By region of the country sales were down 10 percent in the Northeast, 9.9 percent in the West, 7 percent in the Midwest and 6 percent in the South.

The slowdown in sales meant that the inventory of unsold homes rose to 4.4 million units in September. At the September sales pace, it would 10.5 months to eliminate the overhang of unsold homes, a record length of time.

Economists are worried that the huge levels of unsold existing and new homes will put further downward pressure on prices.

Yun said that the price declines should be put into perspective in that they are occurring after a five-year housing boom which pushed prices up to record levels.

He forecast that prices will decline by about 1.5 percent this year. That would be the first annual price decline on Realtors’ records going back four decades.
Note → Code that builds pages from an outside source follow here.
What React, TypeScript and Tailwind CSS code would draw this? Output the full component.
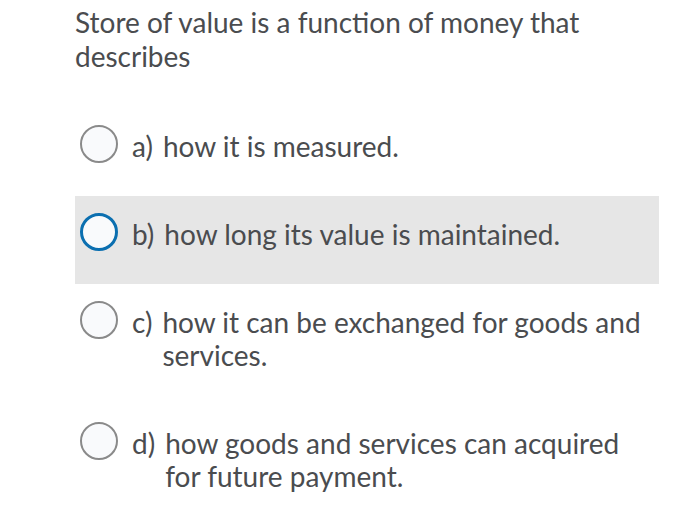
import React from "react";

const options = [
  { label: "a)", text: "how it is measured.", selected: false },
  { label: "b)", text: "how long its value is maintained.", selected: true },
  { label: "c)", text: "how it can be exchanged for goods and services.", selected: false },
  { label: "d)", text: "how goods and services can acquired for future payment.", selected: false },
];

export default function App() {
  return (
    <div
      className="w-[700px] h-[529px] bg-white overflow-hidden text-[#4a4c4f]"
      style={{ fontFamily: "Lato, 'Open Sans', sans-serif" }}
    >
      <div className="pl-[75px] pt-[5px] w-[659px]">
        <p className="text-[28px] leading-[34px] pr-[40px]">
          Store of value is a function of money that describes
        </p>
        <div className="mt-[35px] flex flex-col">
          {options.map((o) => (
            <div
              key={o.label}
              className={`flex items-start pl-[5px] pt-[22px] pb-[33px] pr-[16px] ${
                o.selected ? "bg-[#e6e6e6]" : ""
              }`}
            >
              <div
                className={`shrink-0 w-[38px] h-[38px] rounded-full bg-[#f9fafc] -mt-[5px] ${
                  o.selected ? "border-[3px] border-[#0b6fb0]" : "border-2 border-[#8a8a8a]"
                }`}
              />
              <div className="ml-[14px] flex text-[28px] leading-[33px]">
                <span className="shrink-0">{o.label}</span>
                <span className="ml-[10px]">{o.text}</span>
              </div>
            </div>
          ))}
        </div>
      </div>
    </div>
  );
}
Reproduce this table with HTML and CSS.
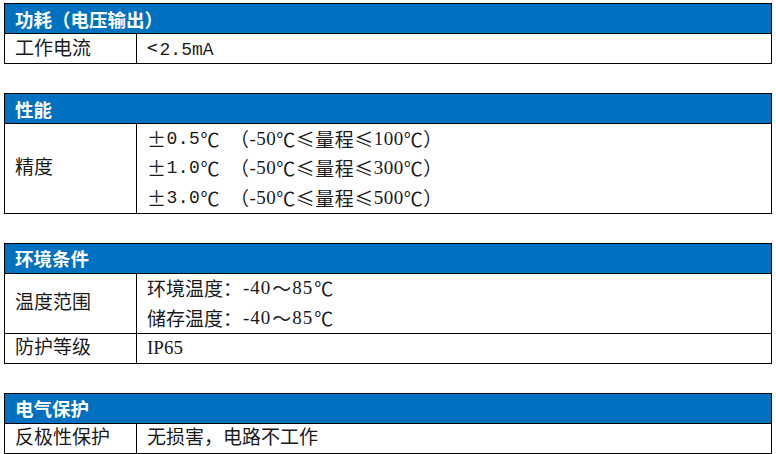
FILE: index.html
```html
<!DOCTYPE html>
<html lang="zh-CN">
<head>
    <meta charset="UTF-8">
    <title>技术参数</title>
    <link rel="stylesheet" href="styles.css">
</head>
<body>
    <!-- 功耗 -->
    <table class="spec">
        <tr><th colspan="2">功耗（电压输出）</th></tr>
        <tr>
            <td class="name">工作电流</td>
            <td><span class="cjk lt">&lt;</span><span class="mono">2.5mA</span></td>
        </tr>
    </table>

    <!-- 性能 -->
    <table class="spec">
        <tr><th colspan="2">性能</th></tr>
        <tr>
            <td class="name">精度</td>
            <td>
                <div class="line wide"><span class="cjk">±</span><span class="mono">0.5</span><span class="cjk">℃　（</span>-50<span class="cjk">℃≤量程≤</span>100<span class="cjk">℃）</span></div>
                <div class="line wide"><span class="cjk">±</span><span class="mono">1.0</span><span class="cjk">℃　（</span>-50<span class="cjk">℃≤量程≤</span>300<span class="cjk">℃）</span></div>
                <div class="line wide"><span class="cjk">±</span><span class="mono">3.0</span><span class="cjk">℃　（</span>-50<span class="cjk">℃≤量程≤</span>500<span class="cjk">℃）</span></div>
            </td>
        </tr>
    </table>

    <!-- 环境条件 -->
    <table class="spec">
        <tr><th colspan="2">环境条件</th></tr>
        <tr>
            <td class="name">温度范围</td>
            <td>
                <div class="line"><span class="cjk">环境温度：</span><span class="num">-40</span><span class="cjk">～</span><span class="num">85</span><span class="cjk">℃</span></div>
                <div class="line"><span class="cjk">储存温度：</span><span class="num">-40</span><span class="cjk">～</span><span class="num">85</span><span class="cjk">℃</span></div>
            </td>
        </tr>
        <tr>
            <td class="name">防护等级</td>
            <td>IP65</td>
        </tr>
    </table>

    <!-- 电气保护 -->
    <table class="spec">
        <tr><th colspan="2">电气保护</th></tr>
        <tr>
            <td class="name">反极性保护</td>
            <td>无损害，电路不工作</td>
        </tr>
    </table>
</body>
</html>
```

FILE: styles.css
```css
body {
    margin: 3px 4px 0;
    font-family: "Liberation Serif", "Noto Sans CJK SC", serif;
    font-size: 19px;
    color: #1a1a1a;
    background: #fff;
}
.spec {
    width: 768px;
    border-collapse: collapse;
    border: 1.5px solid #000;
    margin-bottom: 29px;
}
.spec:last-child {
    margin-bottom: 0;
}
.spec th {
    background-color: #0070c0;
    color: #fff;
    text-align: left;
    font-family: "Noto Sans CJK SC", sans-serif;
    font-weight: bold;
    font-size: 18.5px;
    height: 29px;
    padding: 0 10px;
    line-height: 20px;
}
.spec td {
    border: 1px solid #000;
    padding: 0 10px;
    height: 29px;
    line-height: 20px;
    vertical-align: middle;
}
.spec td.name {
    width: 111px;
}
.line {
    height: 29.5px;
    display: flex;
    align-items: center;
}
.wide {
    letter-spacing: 0.5px;
}
.cjk {
    font-family: "Noto Sans CJK SC", sans-serif;
}
.lt {
    padding-right: 2px;
}
.num {
    letter-spacing: 1px;
    padding: 0 1px;
}
.mono {
    font-family: "Liberation Mono", "Noto Sans CJK SC", monospace;
    font-size: 18px;
}
```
The troubles in housing have been a drag on overall economic growth, increasing worries that the housing slump and related credit market troubles could become so severe that they will push the country into a recession.

However, many private economists believe that the Federal Reserve, which cut a key interest rate for the first time in four years last month, will continue cutting rates in a campaign to make sure that the weakening economy does not tumble into a full-blown recession.

Analysts said the price declines will worsen in coming months until inventories are reduced to more sustainable levels. Ian Shepherdson, chief U.S. economist at High Frequency Economics, predicted that the housing troubles will prompt the Fed to cut rates by a quarter-point at its meeting next week.

“The housing crunch is accelerating. The Fed can’t stand by and watch,” Shepherdson said.